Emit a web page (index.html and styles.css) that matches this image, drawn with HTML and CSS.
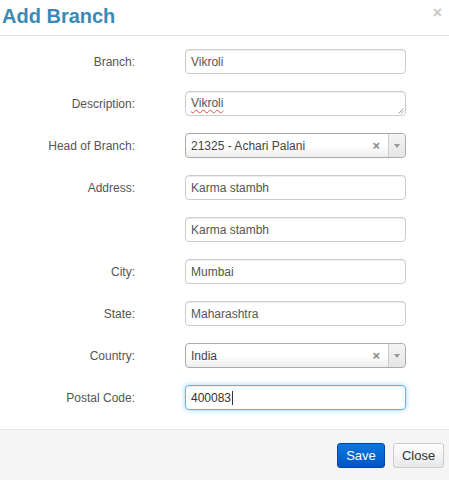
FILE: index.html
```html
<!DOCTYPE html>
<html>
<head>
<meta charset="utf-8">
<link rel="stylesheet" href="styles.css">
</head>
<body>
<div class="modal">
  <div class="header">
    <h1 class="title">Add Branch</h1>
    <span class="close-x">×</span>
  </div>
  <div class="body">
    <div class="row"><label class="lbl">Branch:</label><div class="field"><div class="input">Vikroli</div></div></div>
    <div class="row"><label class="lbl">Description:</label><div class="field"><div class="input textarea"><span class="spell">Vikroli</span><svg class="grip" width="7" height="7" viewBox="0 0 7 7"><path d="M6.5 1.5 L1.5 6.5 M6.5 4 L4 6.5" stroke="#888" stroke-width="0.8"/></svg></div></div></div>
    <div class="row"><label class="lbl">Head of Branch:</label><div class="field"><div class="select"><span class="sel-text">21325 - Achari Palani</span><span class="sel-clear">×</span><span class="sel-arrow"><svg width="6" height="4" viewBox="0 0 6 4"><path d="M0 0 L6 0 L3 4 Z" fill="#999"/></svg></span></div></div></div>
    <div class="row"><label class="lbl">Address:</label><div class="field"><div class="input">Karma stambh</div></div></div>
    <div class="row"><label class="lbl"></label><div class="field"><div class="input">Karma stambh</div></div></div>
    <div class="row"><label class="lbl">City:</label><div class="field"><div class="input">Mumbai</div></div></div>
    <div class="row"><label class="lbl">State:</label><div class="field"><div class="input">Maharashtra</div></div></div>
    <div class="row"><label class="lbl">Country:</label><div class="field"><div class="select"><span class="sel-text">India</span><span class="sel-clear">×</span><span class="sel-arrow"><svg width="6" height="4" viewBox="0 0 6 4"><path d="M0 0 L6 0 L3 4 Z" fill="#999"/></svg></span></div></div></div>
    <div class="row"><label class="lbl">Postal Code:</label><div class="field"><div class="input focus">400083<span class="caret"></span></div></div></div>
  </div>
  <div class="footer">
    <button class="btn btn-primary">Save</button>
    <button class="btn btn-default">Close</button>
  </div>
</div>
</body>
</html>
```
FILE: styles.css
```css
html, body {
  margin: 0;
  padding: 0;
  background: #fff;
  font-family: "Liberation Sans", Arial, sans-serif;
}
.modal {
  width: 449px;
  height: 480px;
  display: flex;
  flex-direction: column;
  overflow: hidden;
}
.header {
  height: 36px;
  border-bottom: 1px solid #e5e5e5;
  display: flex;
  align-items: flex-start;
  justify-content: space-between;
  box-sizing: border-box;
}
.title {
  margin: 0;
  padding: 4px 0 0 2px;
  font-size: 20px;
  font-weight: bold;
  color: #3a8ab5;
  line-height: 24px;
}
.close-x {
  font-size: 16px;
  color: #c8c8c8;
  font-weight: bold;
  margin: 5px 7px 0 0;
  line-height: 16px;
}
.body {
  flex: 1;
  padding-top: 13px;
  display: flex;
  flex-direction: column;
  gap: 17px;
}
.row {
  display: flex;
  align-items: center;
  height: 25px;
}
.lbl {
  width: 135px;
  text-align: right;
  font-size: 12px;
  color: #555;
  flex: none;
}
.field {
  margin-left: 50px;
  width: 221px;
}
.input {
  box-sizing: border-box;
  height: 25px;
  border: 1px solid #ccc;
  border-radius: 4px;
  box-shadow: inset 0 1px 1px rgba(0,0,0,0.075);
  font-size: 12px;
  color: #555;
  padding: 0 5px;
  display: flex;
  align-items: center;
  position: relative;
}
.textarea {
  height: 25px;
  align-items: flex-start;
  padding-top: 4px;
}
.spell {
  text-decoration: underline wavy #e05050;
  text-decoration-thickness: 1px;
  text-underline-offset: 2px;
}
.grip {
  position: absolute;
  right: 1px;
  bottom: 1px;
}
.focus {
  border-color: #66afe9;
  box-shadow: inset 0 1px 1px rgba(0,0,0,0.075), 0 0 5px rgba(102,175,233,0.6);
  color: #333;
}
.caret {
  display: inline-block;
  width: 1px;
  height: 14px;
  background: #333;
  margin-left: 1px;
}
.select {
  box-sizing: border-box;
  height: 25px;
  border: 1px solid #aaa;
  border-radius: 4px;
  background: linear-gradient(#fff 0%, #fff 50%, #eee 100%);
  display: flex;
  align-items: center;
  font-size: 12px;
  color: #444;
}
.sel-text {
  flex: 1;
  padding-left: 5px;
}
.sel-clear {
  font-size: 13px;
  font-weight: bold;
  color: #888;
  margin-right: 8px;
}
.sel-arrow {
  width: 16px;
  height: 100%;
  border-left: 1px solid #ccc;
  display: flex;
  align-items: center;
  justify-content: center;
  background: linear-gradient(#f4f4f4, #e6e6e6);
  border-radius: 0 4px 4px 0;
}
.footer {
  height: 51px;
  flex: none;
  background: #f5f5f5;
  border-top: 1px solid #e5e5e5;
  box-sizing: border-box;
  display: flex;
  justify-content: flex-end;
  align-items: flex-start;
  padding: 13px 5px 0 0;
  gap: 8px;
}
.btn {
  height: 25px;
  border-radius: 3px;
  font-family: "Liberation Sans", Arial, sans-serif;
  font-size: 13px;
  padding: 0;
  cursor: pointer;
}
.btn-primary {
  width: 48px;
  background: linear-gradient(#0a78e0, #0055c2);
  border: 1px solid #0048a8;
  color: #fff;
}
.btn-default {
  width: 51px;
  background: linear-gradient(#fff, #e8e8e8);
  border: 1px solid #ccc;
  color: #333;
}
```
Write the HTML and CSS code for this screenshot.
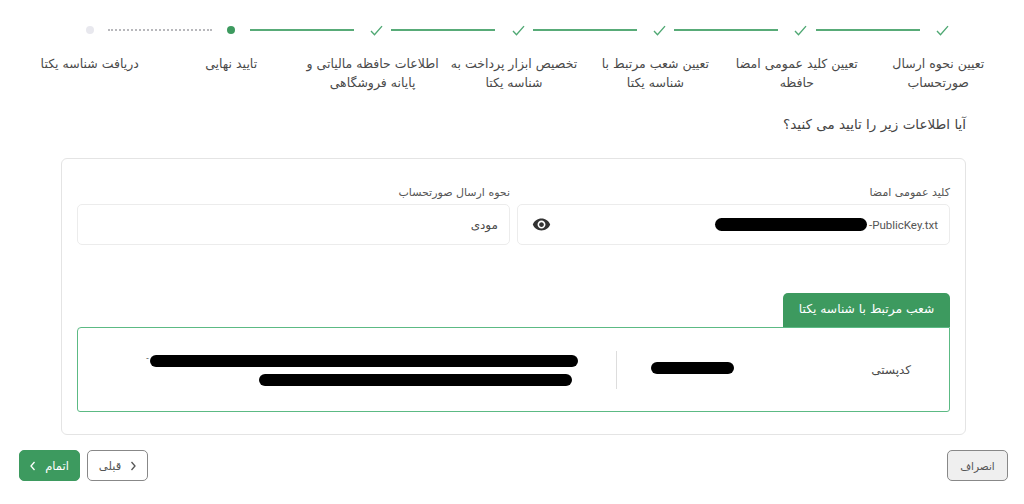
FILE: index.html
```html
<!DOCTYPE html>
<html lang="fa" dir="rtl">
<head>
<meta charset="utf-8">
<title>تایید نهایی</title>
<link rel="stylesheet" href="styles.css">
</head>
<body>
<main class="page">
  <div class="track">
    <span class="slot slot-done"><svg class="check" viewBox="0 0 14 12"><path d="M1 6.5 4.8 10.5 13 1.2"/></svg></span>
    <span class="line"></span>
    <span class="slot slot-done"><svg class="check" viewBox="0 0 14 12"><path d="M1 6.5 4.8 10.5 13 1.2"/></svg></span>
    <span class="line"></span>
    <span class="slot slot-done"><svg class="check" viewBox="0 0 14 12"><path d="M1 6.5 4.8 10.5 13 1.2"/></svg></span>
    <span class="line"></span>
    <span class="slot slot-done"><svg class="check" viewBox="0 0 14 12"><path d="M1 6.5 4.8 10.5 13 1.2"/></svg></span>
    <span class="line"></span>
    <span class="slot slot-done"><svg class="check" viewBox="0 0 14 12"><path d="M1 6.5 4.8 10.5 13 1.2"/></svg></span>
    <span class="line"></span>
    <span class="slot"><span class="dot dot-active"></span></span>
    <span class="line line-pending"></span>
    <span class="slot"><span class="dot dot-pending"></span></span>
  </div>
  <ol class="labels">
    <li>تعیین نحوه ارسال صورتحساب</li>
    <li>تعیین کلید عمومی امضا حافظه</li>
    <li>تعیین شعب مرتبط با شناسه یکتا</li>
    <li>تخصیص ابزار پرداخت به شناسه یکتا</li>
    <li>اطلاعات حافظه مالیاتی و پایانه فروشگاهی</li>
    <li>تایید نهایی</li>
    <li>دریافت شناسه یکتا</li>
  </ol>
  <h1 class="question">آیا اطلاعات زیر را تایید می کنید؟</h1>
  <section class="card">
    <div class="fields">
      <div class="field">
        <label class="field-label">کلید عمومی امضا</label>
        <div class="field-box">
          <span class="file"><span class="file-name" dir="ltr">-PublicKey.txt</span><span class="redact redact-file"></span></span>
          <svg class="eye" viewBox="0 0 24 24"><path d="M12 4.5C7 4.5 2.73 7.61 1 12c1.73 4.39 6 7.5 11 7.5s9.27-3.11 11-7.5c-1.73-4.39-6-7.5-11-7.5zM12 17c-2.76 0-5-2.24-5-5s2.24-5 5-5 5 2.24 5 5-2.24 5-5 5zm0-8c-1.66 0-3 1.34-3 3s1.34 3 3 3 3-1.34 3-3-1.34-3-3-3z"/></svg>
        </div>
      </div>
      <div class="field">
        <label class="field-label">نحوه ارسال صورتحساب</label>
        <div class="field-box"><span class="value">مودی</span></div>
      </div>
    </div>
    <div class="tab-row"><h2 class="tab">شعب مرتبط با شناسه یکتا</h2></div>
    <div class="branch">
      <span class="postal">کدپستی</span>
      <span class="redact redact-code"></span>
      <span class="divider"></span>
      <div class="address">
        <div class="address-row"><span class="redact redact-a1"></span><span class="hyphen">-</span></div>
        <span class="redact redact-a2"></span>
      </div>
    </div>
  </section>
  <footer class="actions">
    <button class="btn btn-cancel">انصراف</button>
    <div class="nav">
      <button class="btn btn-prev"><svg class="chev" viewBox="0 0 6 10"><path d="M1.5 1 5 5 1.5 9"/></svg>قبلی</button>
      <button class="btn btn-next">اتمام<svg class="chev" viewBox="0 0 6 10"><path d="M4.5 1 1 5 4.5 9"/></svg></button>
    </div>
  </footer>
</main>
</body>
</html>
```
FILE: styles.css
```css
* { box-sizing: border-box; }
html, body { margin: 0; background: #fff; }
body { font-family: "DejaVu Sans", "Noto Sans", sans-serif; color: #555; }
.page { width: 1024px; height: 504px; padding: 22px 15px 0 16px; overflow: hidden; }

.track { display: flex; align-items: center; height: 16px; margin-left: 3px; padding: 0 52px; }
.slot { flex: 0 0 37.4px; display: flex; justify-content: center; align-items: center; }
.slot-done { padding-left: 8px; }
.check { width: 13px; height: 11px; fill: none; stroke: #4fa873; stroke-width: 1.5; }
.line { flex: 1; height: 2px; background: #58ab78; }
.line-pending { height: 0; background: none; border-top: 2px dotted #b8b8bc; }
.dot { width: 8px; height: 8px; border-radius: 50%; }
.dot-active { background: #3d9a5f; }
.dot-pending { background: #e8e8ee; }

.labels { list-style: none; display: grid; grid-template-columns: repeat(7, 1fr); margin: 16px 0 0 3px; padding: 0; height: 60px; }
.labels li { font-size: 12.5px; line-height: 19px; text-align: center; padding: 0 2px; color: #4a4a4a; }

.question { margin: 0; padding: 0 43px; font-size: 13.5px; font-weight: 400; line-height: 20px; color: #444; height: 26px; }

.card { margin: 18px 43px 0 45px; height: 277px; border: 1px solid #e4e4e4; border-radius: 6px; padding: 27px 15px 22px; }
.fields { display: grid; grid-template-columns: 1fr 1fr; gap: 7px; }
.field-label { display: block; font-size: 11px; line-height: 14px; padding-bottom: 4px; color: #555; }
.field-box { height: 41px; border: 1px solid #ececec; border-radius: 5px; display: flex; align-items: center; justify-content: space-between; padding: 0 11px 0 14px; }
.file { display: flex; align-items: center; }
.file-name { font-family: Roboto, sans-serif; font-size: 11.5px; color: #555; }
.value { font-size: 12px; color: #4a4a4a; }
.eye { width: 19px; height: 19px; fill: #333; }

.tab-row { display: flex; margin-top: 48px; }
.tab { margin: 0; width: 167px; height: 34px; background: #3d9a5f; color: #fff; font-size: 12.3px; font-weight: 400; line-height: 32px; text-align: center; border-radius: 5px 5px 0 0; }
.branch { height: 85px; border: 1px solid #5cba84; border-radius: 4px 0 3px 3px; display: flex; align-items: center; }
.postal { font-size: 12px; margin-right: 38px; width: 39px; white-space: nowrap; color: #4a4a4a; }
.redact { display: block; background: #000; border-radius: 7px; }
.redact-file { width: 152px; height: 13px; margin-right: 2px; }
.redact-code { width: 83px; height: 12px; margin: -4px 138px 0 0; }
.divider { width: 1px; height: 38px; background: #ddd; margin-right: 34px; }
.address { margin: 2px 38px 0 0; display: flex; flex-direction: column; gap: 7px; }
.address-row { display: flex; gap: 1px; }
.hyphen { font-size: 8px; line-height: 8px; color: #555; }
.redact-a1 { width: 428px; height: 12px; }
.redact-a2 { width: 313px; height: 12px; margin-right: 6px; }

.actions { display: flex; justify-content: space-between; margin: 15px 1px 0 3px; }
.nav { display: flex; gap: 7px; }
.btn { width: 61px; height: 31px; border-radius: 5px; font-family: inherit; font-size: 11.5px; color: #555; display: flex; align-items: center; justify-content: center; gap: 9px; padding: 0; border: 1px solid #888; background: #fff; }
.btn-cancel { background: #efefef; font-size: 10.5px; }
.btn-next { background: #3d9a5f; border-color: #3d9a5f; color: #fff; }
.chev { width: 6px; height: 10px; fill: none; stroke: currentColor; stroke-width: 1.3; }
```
_ _ _ _ _
WHAT YOU NEED TO DO: Copy out each line in the listing that has the word "this".

FULL SOLUTION:
Emit a web page (index.html and styles.css) that matches this image, drawn with HTML and CSS.
Write the HTML and CSS code for this screenshot.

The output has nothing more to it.